Listen, your essay implies to me the reader that you purport the nationwide legalization of prostitution, right?

So, if the aforementioned: 1) residing in Nevada, 2) working for corrections in Nevada, and 3) having personal relationships with law enforcement officials in Nevada, provided you with the experiences that have shaped the opinion you are trying to argue, then somehow, make use of these experiences in your essay. These experiences should be the "evidence" in your essay that supports your claim. Like I said, whether I agree with you or not really doesn't matter, but if you supported your claim with specific experiences (evidence) derived from the three things mentioned above, your opposition may be more inclined to take give your essay and opinion further consideration.
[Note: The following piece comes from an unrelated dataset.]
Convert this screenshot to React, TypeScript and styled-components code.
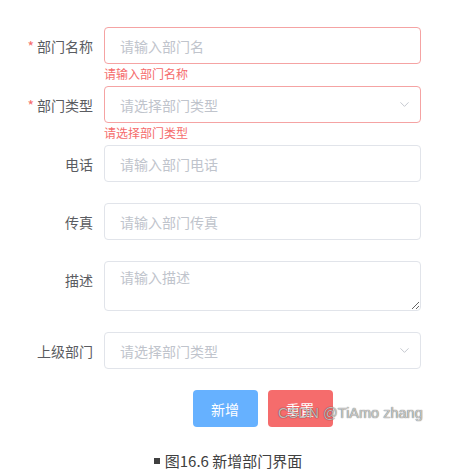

Well, thanks for listening. One last thing, below I have attached a link to some information related to Nevada and legalized prostitution there. You may or may not be familiar with it but take a look anyway. I would be interested to know what you think after reading through it. Take care."

http://www.nevadacoalition.org/factsheets/LegliznFactSheet091707c.pdf"


Flow/Transitions:

1. Does each paragraph expand upon the thesis?

I think the author attempts to expand upon the safety issue but fails to adequately touch on any of the other areas cited in the thesis.

2. Do the paragraphs flow? Which paragraphs have bumpy transitions?

The first paragraph begins alright, but transitions to irregularity as the essay continues.

3. Suggest how the organization of the paper might be improved.
By addressing each supporting reason for the claim, and doing so in sequential order throughout the essay.

4. Suggest another logical sequence of reasons and counterarguments to the author, and discuss whether this rearrangement is an improvement.

See my answer to number 4, under counter arguments above.

Introduction and Conclusion:

1. Is there a catchy lead sentence at the start of the paper? If there isn't one, what would you suggest?

I think the lead she wrote was absolutely awesome! To me, this was a major factor in my decision to read on and thoroughly review the essay. Good job with this in my opinion, although, I am not the instructor for this course.

2. What do you think of the author’s conclusion?

I don’t feel there was a conclusion. Rather, the author repeated the thesis.